According to Beijing-based Stephen Cremin, who publishes Film Business Asia, the arrival of the first Tiny Times installment last year heralded a new development in China’s cinema. It was, as he puts it, “the first high-profile film to appeal primarily to the generation born in the 1990s who’ve become the main moviegoing audience in China”.
Material girls
This audience has strongly aspirational tastes and it’s changing the face of Chinese cinema. It represents a huge new market that’s come into being as a result of reforms in China in the 1990s that fostered economic growth.
“I couldn’t imagine in the late 80’s that you would have movies like this,” says Tansen Sen, a professor of Asian history at Baruch College, “This is a totally new phenomenon. Things changed very rapidly. By the middle of the ‘90s this materialistic world was in place.”

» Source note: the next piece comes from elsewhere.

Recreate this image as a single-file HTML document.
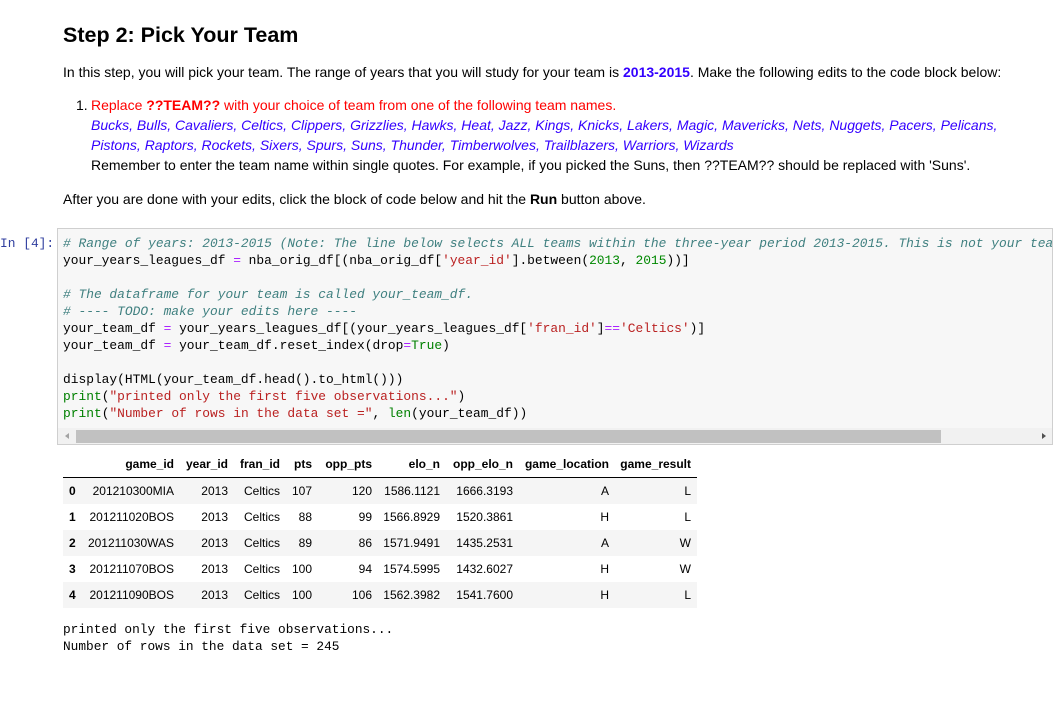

The Tiny Times films have most definitely touched a raw nerve – and one that remains quite sensitive. The franchise has rankled those who think individualism and materialism have gone too far in China.
“It’s a mirror to how society has traveled in the past decade or two, the lack of moral grounding, the blatant material worship, the lack of real humanity, real purpose in life,” says Ying Zhu, professor of media culture at City University of New York.
She is also perturbed by the way in which the young women in Tiny Times are portrayed. “Women are depicted as nobody,” she complains. They’re inhabitants of this materialistic universe with &#118alues defined by money. “They aspire for wealthy men,” she says.
This film franchise is very much the product of a single individual, 31-year-old writer-turned-director Guo Jingming. The films are based on his novels.
“He sees China as a very pop culture oriented society,” says Tansen Sen. “There’s no sense that this was a communist society that he was describing. So I think there’s a disconnect between what he is writing about and the society in which he lives.”